# PROMPT:
Pick every line from the data that holds the word "with".

# DATASET EXTRACT:
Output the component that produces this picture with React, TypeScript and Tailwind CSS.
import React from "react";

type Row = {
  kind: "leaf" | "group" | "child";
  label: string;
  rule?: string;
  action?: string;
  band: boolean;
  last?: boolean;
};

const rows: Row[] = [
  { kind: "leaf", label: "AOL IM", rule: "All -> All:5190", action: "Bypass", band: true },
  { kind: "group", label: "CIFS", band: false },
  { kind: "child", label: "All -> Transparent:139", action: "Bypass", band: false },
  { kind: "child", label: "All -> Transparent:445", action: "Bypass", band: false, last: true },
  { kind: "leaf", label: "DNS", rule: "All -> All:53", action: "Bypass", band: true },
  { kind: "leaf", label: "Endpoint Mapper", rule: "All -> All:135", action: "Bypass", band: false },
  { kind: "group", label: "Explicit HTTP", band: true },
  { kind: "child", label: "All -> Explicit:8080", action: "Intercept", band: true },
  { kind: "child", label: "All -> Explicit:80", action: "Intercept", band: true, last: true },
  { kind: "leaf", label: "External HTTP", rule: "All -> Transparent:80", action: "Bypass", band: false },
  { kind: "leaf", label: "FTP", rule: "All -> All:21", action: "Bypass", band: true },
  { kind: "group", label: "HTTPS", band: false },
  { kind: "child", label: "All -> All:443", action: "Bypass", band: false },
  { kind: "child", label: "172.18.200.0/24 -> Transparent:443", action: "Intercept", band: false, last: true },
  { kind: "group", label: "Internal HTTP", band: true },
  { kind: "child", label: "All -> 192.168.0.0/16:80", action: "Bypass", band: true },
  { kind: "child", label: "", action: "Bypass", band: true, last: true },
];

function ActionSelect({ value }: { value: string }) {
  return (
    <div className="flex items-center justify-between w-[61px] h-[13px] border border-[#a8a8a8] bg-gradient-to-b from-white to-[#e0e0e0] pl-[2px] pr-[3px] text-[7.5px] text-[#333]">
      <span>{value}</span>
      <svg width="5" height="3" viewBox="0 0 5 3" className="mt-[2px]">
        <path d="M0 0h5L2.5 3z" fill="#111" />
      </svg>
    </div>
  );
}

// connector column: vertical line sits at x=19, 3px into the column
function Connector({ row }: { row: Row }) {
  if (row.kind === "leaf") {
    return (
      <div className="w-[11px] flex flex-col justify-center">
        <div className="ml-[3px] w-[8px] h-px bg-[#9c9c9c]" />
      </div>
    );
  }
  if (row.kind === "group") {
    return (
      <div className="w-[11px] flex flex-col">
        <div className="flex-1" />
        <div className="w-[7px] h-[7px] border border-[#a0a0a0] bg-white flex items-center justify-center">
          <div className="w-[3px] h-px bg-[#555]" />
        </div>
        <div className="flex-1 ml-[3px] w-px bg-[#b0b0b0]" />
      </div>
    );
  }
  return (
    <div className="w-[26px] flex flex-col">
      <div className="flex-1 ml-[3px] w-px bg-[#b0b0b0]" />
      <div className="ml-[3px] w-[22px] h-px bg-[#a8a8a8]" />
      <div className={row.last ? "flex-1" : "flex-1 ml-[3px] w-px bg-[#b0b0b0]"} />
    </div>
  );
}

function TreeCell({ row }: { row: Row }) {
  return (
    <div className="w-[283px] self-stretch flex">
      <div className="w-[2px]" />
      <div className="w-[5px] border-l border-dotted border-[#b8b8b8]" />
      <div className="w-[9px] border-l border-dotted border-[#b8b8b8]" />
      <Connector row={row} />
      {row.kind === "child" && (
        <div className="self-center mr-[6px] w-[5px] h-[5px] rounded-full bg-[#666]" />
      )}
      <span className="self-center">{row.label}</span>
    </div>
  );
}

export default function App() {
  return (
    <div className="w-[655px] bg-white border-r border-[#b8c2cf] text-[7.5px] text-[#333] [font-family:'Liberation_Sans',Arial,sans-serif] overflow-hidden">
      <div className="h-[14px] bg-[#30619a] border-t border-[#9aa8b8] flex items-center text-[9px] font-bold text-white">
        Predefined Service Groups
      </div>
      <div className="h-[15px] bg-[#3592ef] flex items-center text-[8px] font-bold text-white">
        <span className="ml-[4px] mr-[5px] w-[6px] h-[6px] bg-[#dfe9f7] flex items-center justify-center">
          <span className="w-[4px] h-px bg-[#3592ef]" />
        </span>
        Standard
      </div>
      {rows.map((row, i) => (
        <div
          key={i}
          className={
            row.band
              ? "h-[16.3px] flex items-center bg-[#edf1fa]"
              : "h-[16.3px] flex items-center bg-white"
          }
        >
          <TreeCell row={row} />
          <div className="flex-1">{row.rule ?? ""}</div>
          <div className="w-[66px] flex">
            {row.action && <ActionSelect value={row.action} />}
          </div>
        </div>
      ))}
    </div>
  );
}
==
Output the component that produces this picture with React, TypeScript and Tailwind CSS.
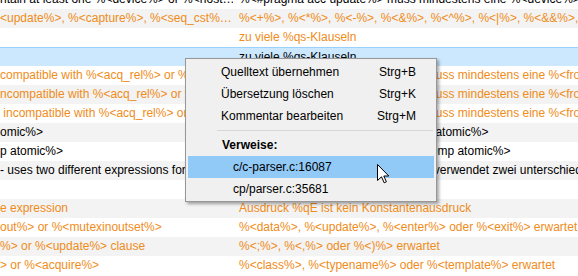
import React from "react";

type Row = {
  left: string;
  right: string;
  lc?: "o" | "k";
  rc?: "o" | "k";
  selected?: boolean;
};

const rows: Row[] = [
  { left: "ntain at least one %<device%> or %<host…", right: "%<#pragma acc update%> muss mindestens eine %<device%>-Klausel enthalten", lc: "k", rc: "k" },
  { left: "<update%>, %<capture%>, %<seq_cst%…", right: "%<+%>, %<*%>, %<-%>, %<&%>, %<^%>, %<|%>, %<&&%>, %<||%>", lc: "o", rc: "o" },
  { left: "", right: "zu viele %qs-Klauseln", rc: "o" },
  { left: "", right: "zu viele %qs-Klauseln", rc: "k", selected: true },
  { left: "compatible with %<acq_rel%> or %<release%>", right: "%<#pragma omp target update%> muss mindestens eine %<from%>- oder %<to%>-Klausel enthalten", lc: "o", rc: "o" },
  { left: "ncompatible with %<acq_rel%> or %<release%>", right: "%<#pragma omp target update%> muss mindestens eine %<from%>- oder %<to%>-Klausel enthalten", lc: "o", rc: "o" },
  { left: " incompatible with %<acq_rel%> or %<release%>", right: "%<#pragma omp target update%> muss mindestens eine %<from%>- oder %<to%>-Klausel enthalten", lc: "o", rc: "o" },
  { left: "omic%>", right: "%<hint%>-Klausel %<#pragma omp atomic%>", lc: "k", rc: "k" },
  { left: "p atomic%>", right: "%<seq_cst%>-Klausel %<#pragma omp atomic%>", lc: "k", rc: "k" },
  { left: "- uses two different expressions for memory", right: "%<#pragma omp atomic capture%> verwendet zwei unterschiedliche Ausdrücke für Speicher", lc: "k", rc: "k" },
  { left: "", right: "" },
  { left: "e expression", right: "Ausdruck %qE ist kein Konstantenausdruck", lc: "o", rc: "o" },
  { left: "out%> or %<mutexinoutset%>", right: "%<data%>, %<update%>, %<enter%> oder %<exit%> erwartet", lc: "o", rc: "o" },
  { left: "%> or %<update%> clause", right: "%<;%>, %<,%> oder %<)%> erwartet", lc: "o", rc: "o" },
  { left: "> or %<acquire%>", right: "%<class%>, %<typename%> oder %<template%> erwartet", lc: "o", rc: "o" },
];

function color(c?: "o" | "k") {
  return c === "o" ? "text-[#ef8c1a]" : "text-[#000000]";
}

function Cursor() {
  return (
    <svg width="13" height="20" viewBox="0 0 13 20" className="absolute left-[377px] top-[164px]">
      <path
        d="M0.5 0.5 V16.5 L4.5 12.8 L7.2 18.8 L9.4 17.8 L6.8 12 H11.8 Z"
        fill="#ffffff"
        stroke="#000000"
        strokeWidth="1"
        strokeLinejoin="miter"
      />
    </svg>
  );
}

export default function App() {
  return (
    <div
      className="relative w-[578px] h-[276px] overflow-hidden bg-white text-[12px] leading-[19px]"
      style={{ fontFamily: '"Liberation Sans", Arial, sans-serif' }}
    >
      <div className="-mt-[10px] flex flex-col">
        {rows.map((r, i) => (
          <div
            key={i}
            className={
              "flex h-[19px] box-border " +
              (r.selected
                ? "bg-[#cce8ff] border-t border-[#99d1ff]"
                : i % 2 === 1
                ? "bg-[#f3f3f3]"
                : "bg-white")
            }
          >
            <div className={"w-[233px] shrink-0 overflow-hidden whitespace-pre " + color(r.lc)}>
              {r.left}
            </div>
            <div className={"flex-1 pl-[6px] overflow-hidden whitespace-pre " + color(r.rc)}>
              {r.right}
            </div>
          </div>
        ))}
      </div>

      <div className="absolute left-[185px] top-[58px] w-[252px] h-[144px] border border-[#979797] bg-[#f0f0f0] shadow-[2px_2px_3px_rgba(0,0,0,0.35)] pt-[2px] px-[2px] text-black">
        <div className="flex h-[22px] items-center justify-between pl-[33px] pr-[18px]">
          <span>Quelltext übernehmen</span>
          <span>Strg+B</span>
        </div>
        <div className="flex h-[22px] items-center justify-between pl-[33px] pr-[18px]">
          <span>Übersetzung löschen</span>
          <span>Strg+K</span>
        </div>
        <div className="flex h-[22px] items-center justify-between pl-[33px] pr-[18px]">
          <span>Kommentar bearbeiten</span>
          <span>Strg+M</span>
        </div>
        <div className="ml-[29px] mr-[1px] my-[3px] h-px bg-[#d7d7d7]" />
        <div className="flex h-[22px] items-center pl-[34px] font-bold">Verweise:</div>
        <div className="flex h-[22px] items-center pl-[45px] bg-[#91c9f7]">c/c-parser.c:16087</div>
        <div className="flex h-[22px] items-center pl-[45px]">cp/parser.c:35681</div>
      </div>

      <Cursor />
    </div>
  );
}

# FULL RESPONSE:
Output the component that produces this picture with React, TypeScript and Tailwind CSS.
Output the component that produces this picture with React, TypeScript and Tailwind CSS.
  { left: "compatible with %<acq_rel%> or %<release%>", right: "%<#pragma omp target update%> muss mindestens eine %<from%>- oder %<to%>-Klausel enthalten", lc: "o", rc: "o" },
  { left: "ncompatible with %<acq_rel%> or %<release%>", right: "%<#pragma omp target update%> muss mindestens eine %<from%>- oder %<to%>-Klausel enthalten", lc: "o", rc: "o" },
  { left: " incompatible with %<acq_rel%> or %<release%>", right: "%<#pragma omp target update%> muss mindestens eine %<from%>- oder %<to%>-Klausel enthalten", lc: "o", rc: "o" },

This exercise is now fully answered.